• _Source data_:
** Start **

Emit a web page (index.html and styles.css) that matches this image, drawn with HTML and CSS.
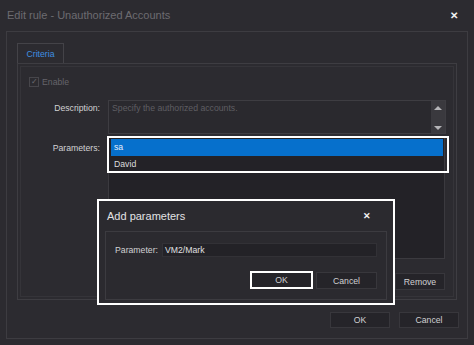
FILE: index.html
```html
<!DOCTYPE html>
<html lang="en">

<head>
    <meta charset="UTF-8">
    <meta name="viewport" content="width=device-width, initial-scale=1.0">
    <title>Edit rule - Unauthorized Accounts</title>
    <link rel="stylesheet" href="styles.css">
</head>

<body>
    <div class="window">
        <div class="titlebar">
            <span class="title">Edit rule - Unauthorized Accounts</span>
            <span class="close">&#x2715;</span>
        </div>
        <div class="group">
            <div class="tabs">
                <div class="tab">Criteria</div>
            </div>
            <div class="panel">
                <div class="check">
                    <span class="box">&#x2713;</span>
                    <span>Enable</span>
                </div>
                <div class="row">
                    <span class="label">Description:</span>
                    <div class="textarea">
                        <span class="placeholder">Specify the authorized accounts.</span>
                        <div class="scroll">
                            <svg width="8" height="4" viewBox="0 0 8 4"><path d="M0 4 L4 0 L8 4 Z" fill="#b5b5b8"/></svg>
                            <svg width="8" height="4" viewBox="0 0 8 4"><path d="M0 0 L4 4 L8 0 Z" fill="#b5b5b8"/></svg>
                        </div>
                    </div>
                </div>
                <div class="row params">
                    <span class="label">Parameters:</span>
                    <div class="listbox">
                        <div class="item selected">sa</div>
                        <div class="item">David</div>
                    </div>
                </div>
                <div class="actions">
                    <button class="btn remove">Remove</button>
                </div>
            </div>
            <div class="footer">
                <button class="btn">OK</button>
                <button class="btn">Cancel</button>
            </div>
        </div>

        <!-- markers drawn over the list -->
        <div class="highlight"></div>

        <div class="dialog">
            <div class="dialog-head">
                <span class="dialog-title">Add parameters</span>
                <span class="close small">&#x2715;</span>
            </div>
            <div class="dialog-body">
                <div class="field">
                    <span class="field-label">Parameter:</span>
                    <div class="input">VM2/Mark</div>
                </div>
                <div class="dialog-actions">
                    <button class="btn ok">OK</button>
                    <button class="btn cancel">Cancel</button>
                </div>
            </div>
        </div>
    </div>
</body>

</html>
```

FILE: styles.css
```css
* {
    margin: 0;
    padding: 0;
    box-sizing: border-box;
}

body {
    background-color: #2c2b30;
    font-family: "Liberation Sans", Arial, sans-serif;
    font-size: 8.7px;
    color: #d4d4d6;
}

.window {
    position: relative;
    width: 474px;
    height: 345px;
    overflow: hidden;
}

.titlebar {
    height: 31px;
    display: flex;
    align-items: center;
    justify-content: space-between;
    padding: 0 16px 1px 7px;
}

.title {
    font-size: 11px;
    color: #6c6b70;
}

.close {
    font-size: 10px;
    font-weight: bold;
    color: #f2f2f2;
}

.group {
    margin: 0 6px;
    height: 308px;
    border: 1px solid #3d3c41;
    padding: 11px 0 0 10px;
    display: flex;
    flex-direction: column;
}

.tabs {
    display: flex;
}

.tab {
    width: 47px;
    height: 20px;
    border: 1px solid #444348;
    border-bottom: none;
    color: #3f8fe0;
    display: flex;
    align-items: center;
    justify-content: center;
    padding-top: 1px;
}

.panel {
    margin-right: 10px;
    height: 237px;
    border: 1px solid #3e3d42;
    box-shadow: inset 0 0 0 2px #2c2b30, inset 0 0 0 3px #353439;
    padding: 13px 10px 0 11px;
    display: flex;
    flex-direction: column;
}

.check {
    display: flex;
    align-items: center;
    gap: 3px;
    color: #65646a;
    height: 10px;
}

.check .box {
    width: 10px;
    height: 10px;
    border: 1px solid #47464b;
    font-size: 8px;
    line-height: 8px;
    text-align: center;
    color: #6d6c71;
}

.row {
    display: flex;
    gap: 8px;
    margin-top: 13px;
}

.label {
    width: 71px;
    text-align: right;
    padding-top: 3px;
    color: #d2d2d4;
}

.textarea {
    flex: 1;
    height: 34px;
    background-color: #2a292e;
    border: 1px solid #3e3d42;
    display: flex;
    justify-content: space-between;
}

.placeholder {
    color: #5f5e63;
    padding: 2px 0 0 3px;
}

.scroll {
    width: 14px;
    background-color: #3a393e;
    display: flex;
    flex-direction: column;
    justify-content: space-between;
    align-items: center;
    padding: 5px 0 3px;
}

.params {
    margin-top: 3px;
}

.params .label {
    padding-top: 6px;
}

.listbox {
    flex: 1;
    height: 122px;
    margin-right: 1px;
    background-color: #232227;
    border: 1px solid #3b3a3f;
    padding: 1px 1px 0 2px;
}

.item {
    height: 16px;
    line-height: 16px;
    padding-left: 3px;
    color: #dcdcde;
}

.item.selected {
    height: 17px;
    line-height: 17px;
    background-color: #0670cc;
    color: #e6eefa;
}

.actions {
    display: flex;
    justify-content: flex-end;
    margin-top: 14px;
    padding-right: 1px;
}

.btn {
    font-family: inherit;
    font-size: 8.7px;
    color: #d0d0d2;
    background-color: #252429;
    border: 1px solid #38373c;
    height: 17px;
}

.remove {
    width: 50px;
}

.footer {
    display: flex;
    justify-content: flex-end;
    gap: 9px;
    margin-top: 12px;
    padding-right: 8px;
}

.footer .btn {
    width: 60px;
    height: 16px;
}

.highlight {
    position: absolute;
    left: 107px;
    top: 136px;
    width: 342px;
    height: 37px;
    border: 2px solid #ffffff;
}

.dialog {
    position: absolute;
    left: 97px;
    top: 199px;
    width: 298px;
    height: 106px;
    border: 2px solid #ffffff;
    background-color: #2b2a2f;
    padding: 0 6px 3px;
    display: flex;
    flex-direction: column;
}

.dialog-head {
    height: 30px;
    display: flex;
    align-items: center;
    justify-content: space-between;
    padding: 0 16px 0 2px;
}

.dialog-title {
    font-size: 11px;
    color: #e2e2e4;
}

.close.small {
    font-size: 9px;
}

.dialog-body {
    flex: 1;
    border: 1px solid #3c3b40;
    padding: 11px 9px 0 9px;
}

.field {
    display: flex;
    align-items: center;
    gap: 4px;
}

.field-label {
    color: #d2d2d4;
}

.input {
    flex: 1;
    height: 14px;
    background-color: #232227;
    border: 1px solid #323136;
    padding-left: 2px;
    line-height: 12px;
    color: #e0e0e2;
}

.dialog-actions {
    display: flex;
    justify-content: flex-end;
    gap: 3px;
    margin-top: 14px;
}

.dialog-actions .ok {
    width: 63px;
    height: 18px;
    border: 2px solid #ffffff;
}

.dialog-actions .cancel {
    width: 61px;
    height: 17px;
    margin-top: 1px;
}
```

** End **

• _Problem description_: Repeat the material above verbatim, with no pictures in the output.

• _Complete response_:
Emit a web page (index.html and styles.css) that matches this image, drawn with HTML and CSS.
FILE: index.html
```html
<!DOCTYPE html>
<html lang="en">

<head>
    <meta charset="UTF-8">
    <meta name="viewport" content="width=device-width, initial-scale=1.0">
    <title>Edit rule - Unauthorized Accounts</title>
    <link rel="stylesheet" href="styles.css">
</head>

<body>
    <div class="window">
        <div class="titlebar">
            <span class="title">Edit rule - Unauthorized Accounts</span>
            <span class="close">&#x2715;</span>
        </div>
        <div class="group">
            <div class="tabs">
                <div class="tab">Criteria</div>
            </div>
            <div class="panel">
                <div class="check">
                    <span class="box">&#x2713;</span>
                    <span>Enable</span>
                </div>
                <div class="row">
                    <span class="label">Description:</span>
                    <div class="textarea">
                        <span class="placeholder">Specify the authorized accounts.</span>
                        <div class="scroll">
                            <svg width="8" height="4" viewBox="0 0 8 4"><path d="M0 4 L4 0 L8 4 Z" fill="#b5b5b8"/></svg>
                            <svg width="8" height="4" viewBox="0 0 8 4"><path d="M0 0 L4 4 L8 0 Z" fill="#b5b5b8"/></svg>
                        </div>
                    </div>
                </div>
                <div class="row params">
                    <span class="label">Parameters:</span>
                    <div class="listbox">
                        <div class="item selected">sa</div>
                        <div class="item">David</div>
                    </div>
                </div>
                <div class="actions">
                    <button class="btn remove">Remove</button>
                </div>
            </div>
            <div class="footer">
                <button class="btn">OK</button>
                <button class="btn">Cancel</button>
            </div>
        </div>

        <!-- markers drawn over the list -->
        <div class="highlight"></div>

        <div class="dialog">
            <div class="dialog-head">
                <span class="dialog-title">Add parameters</span>
                <span class="close small">&#x2715;</span>
            </div>
            <div class="dialog-body">
                <div class="field">
                    <span class="field-label">Parameter:</span>
                    <div class="input">VM2/Mark</div>
                </div>
                <div class="dialog-actions">
                    <button class="btn ok">OK</button>
                    <button class="btn cancel">Cancel</button>
                </div>
            </div>
        </div>
    </div>
</body>

</html>
```

FILE: styles.css
```css
* {
    margin: 0;
    padding: 0;
    box-sizing: border-box;
}

body {
    background-color: #2c2b30;
    font-family: "Liberation Sans", Arial, sans-serif;
    font-size: 8.7px;
    color: #d4d4d6;
}

.window {
    position: relative;
    width: 474px;
    height: 345px;
    overflow: hidden;
}

.titlebar {
    height: 31px;
    display: flex;
    align-items: center;
    justify-content: space-between;
    padding: 0 16px 1px 7px;
}

.title {
    font-size: 11px;
    color: #6c6b70;
}

.close {
    font-size: 10px;
    font-weight: bold;
    color: #f2f2f2;
}

.group {
    margin: 0 6px;
    height: 308px;
    border: 1px solid #3d3c41;
    padding: 11px 0 0 10px;
    display: flex;
    flex-direction: column;
}

.tabs {
    display: flex;
}

.tab {
    width: 47px;
    height: 20px;
    border: 1px solid #444348;
    border-bottom: none;
    color: #3f8fe0;
    display: flex;
    align-items: center;
    justify-content: center;
    padding-top: 1px;
}

.panel {
    margin-right: 10px;
    height: 237px;
    border: 1px solid #3e3d42;
    box-shadow: inset 0 0 0 2px #2c2b30, inset 0 0 0 3px #353439;
    padding: 13px 10px 0 11px;
    display: flex;
    flex-direction: column;
}

.check {
    display: flex;
    align-items: center;
    gap: 3px;
    color: #65646a;
    height: 10px;
}

.check .box {
    width: 10px;
    height: 10px;
    border: 1px solid #47464b;
    font-size: 8px;
    line-height: 8px;
    text-align: center;
    color: #6d6c71;
}

.row {
    display: flex;
    gap: 8px;
    margin-top: 13px;
}

.label {
    width: 71px;
    text-align: right;
    padding-top: 3px;
    color: #d2d2d4;
}

.textarea {
    flex: 1;
    height: 34px;
    background-color: #2a292e;
    border: 1px solid #3e3d42;
    display: flex;
    justify-content: space-between;
}

.placeholder {
    color: #5f5e63;
    padding: 2px 0 0 3px;
}

.scroll {
    width: 14px;
    background-color: #3a393e;
    display: flex;
    flex-direction: column;
    justify-content: space-between;
    align-items: center;
    padding: 5px 0 3px;
}

.params {
    margin-top: 3px;
}

.params .label {
    padding-top: 6px;
}

.listbox {
    flex: 1;
    height: 122px;
    margin-right: 1px;
    background-color: #232227;
    border: 1px solid #3b3a3f;
    padding: 1px 1px 0 2px;
}

.item {
    height: 16px;
    line-height: 16px;
    padding-left: 3px;
    color: #dcdcde;
}

.item.selected {
    height: 17px;
    line-height: 17px;
    background-color: #0670cc;
    color: #e6eefa;
}

.actions {
    display: flex;
    justify-content: flex-end;
    margin-top: 14px;
    padding-right: 1px;
}

.btn {
    font-family: inherit;
    font-size: 8.7px;
    color: #d0d0d2;
    background-color: #252429;
    border: 1px solid #38373c;
    height: 17px;
}

.remove {
    width: 50px;
}

.footer {
    display: flex;
    justify-content: flex-end;
    gap: 9px;
    margin-top: 12px;
    padding-right: 8px;
}

.footer .btn {
    width: 60px;
    height: 16px;
}

.highlight {
    position: absolute;
    left: 107px;
    top: 136px;
    width: 342px;
    height: 37px;
    border: 2px solid #ffffff;
}

.dialog {
    position: absolute;
    left: 97px;
    top: 199px;
    width: 298px;
    height: 106px;
    border: 2px solid #ffffff;
    background-color: #2b2a2f;
    padding: 0 6px 3px;
    display: flex;
    flex-direction: column;
}

.dialog-head {
    height: 30px;
    display: flex;
    align-items: center;
    justify-content: space-between;
    padding: 0 16px 0 2px;
}

.dialog-title {
    font-size: 11px;
    color: #e2e2e4;
}

.close.small {
    font-size: 9px;
}

.dialog-body {
    flex: 1;
    border: 1px solid #3c3b40;
    padding: 11px 9px 0 9px;
}

.field {
    display: flex;
    align-items: center;
    gap: 4px;
}

.field-label {
    color: #d2d2d4;
}

.input {
    flex: 1;
    height: 14px;
    background-color: #232227;
    border: 1px solid #323136;
    padding-left: 2px;
    line-height: 12px;
    color: #e0e0e2;
}

.dialog-actions {
    display: flex;
    justify-content: flex-end;
    gap: 3px;
    margin-top: 14px;
}

.dialog-actions .ok {
    width: 63px;
    height: 18px;
    border: 2px solid #ffffff;
}

.dialog-actions .cancel {
    width: 61px;
    height: 17px;
    margin-top: 1px;
}
```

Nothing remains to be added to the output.